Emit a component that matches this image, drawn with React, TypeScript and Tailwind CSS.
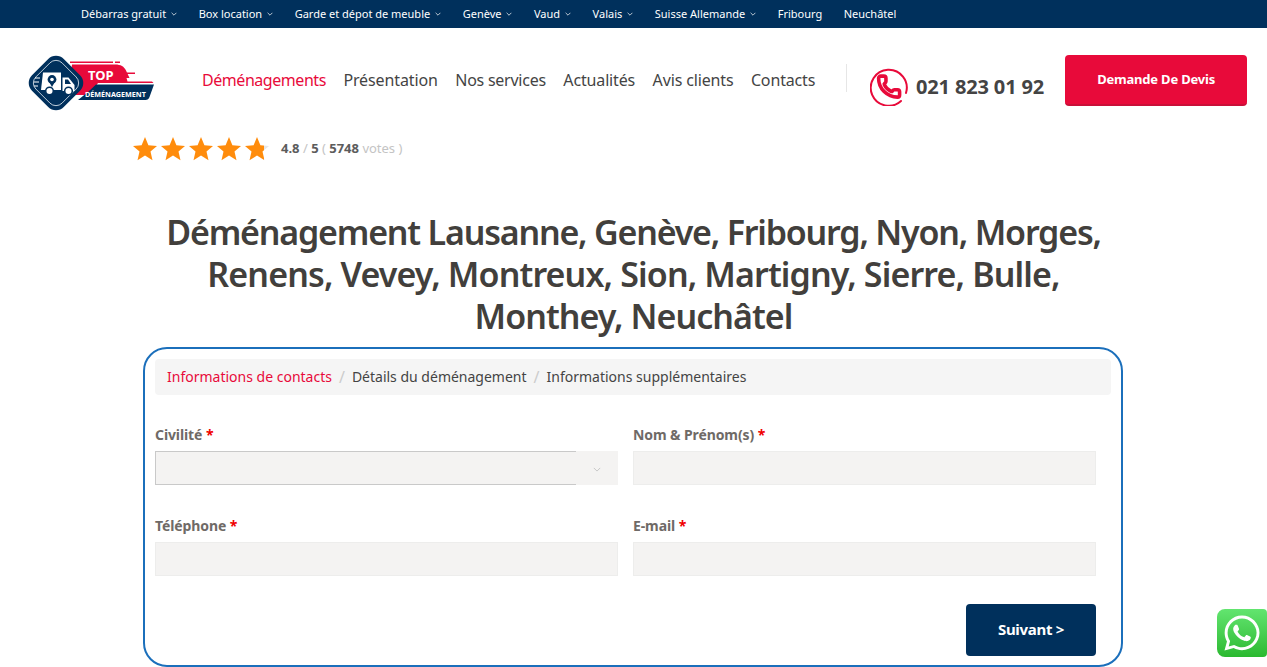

...

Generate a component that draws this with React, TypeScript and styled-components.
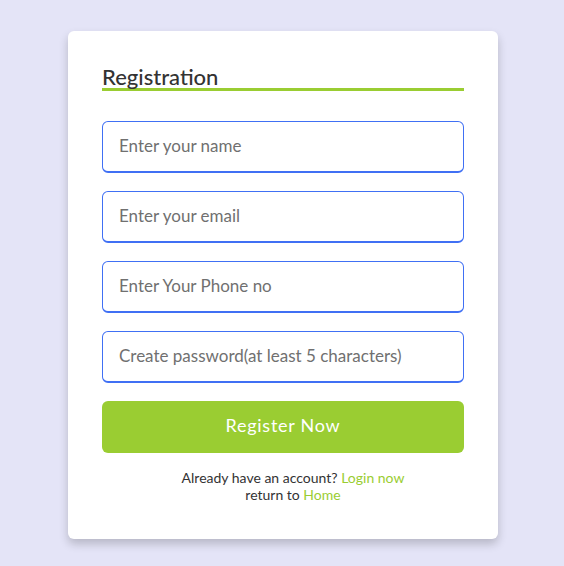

* * *

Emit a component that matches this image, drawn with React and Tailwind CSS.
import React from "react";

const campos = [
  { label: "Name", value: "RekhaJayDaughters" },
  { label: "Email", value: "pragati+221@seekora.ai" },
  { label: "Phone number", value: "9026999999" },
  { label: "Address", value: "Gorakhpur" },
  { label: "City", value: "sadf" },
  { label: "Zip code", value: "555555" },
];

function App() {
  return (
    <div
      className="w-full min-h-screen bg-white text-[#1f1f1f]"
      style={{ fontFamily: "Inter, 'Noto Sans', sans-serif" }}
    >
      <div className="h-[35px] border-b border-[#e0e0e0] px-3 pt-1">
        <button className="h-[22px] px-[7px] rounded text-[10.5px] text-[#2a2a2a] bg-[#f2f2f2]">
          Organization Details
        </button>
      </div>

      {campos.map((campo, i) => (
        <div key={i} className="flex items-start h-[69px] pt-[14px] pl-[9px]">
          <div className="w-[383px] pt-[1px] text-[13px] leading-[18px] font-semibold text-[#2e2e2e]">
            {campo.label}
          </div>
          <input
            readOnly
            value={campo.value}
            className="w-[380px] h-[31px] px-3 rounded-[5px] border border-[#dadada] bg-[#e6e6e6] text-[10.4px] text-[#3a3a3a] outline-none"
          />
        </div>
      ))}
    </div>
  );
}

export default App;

Your goal ->
Above are the entries. Quote exactly the lines from the one bearing "Emit a component that matches this image, drawn with React and" through the one bearing "import React from".

Solution ->
Emit a component that matches this image, drawn with React and Tailwind CSS.
import React from "react";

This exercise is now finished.